At dawn, French began his attack with the New York Excelsior Brigade, led by Brig. Gen. Francis B. Spinola, against Brig. Gen. Ambrose R. Wright's brigade of Georgians, under the command of Col. Edward J. Walker of the 3rd Georgia Regiment, defending the pass. The fight was slow at first, with the superior Union force using its numbers to push Walker from his defensive position back through the gap. In the late afternoon, around 4:30 p.m., French made a concerted assault on Walker's brigade, driving them from the gap.
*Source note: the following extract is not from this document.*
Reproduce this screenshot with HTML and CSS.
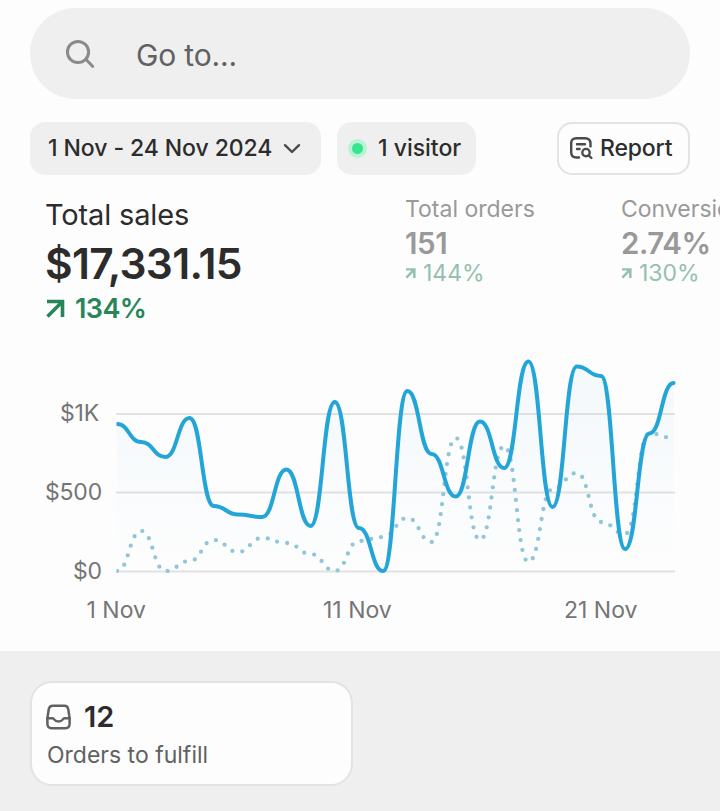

The Confederates were quickly reinforced by Col Edward Asbury O'Neal's Brigade and artillery of Col Thomas Henry Carter, which stalled the Union advance. By dusk, the Union attack became uncoordinated and was abandoned. During the night, Confederate forces withdrew into the Luray Valley. On July 24, the Union army occupied Front Royal, but Lee's army was safely beyond pursuit.

==Aftermath==
The small fight was inconclusive. The Union army was able to successfully gain passage through the gap in the Blue Ridge and occupy Front Royal, but not before Lee was able to withdraw further up the valley to safety. By failing to cut off the Confederate retreat and bring Lee into battle, the Army of Northern Virginia was allowed to reorganize and regroup. By the end of the summer both armies had taken their familiar positions opposite the Rappahannock and Rapidan rivers, setting the stage for the Bristoe and Mine Run campaigns in the fall.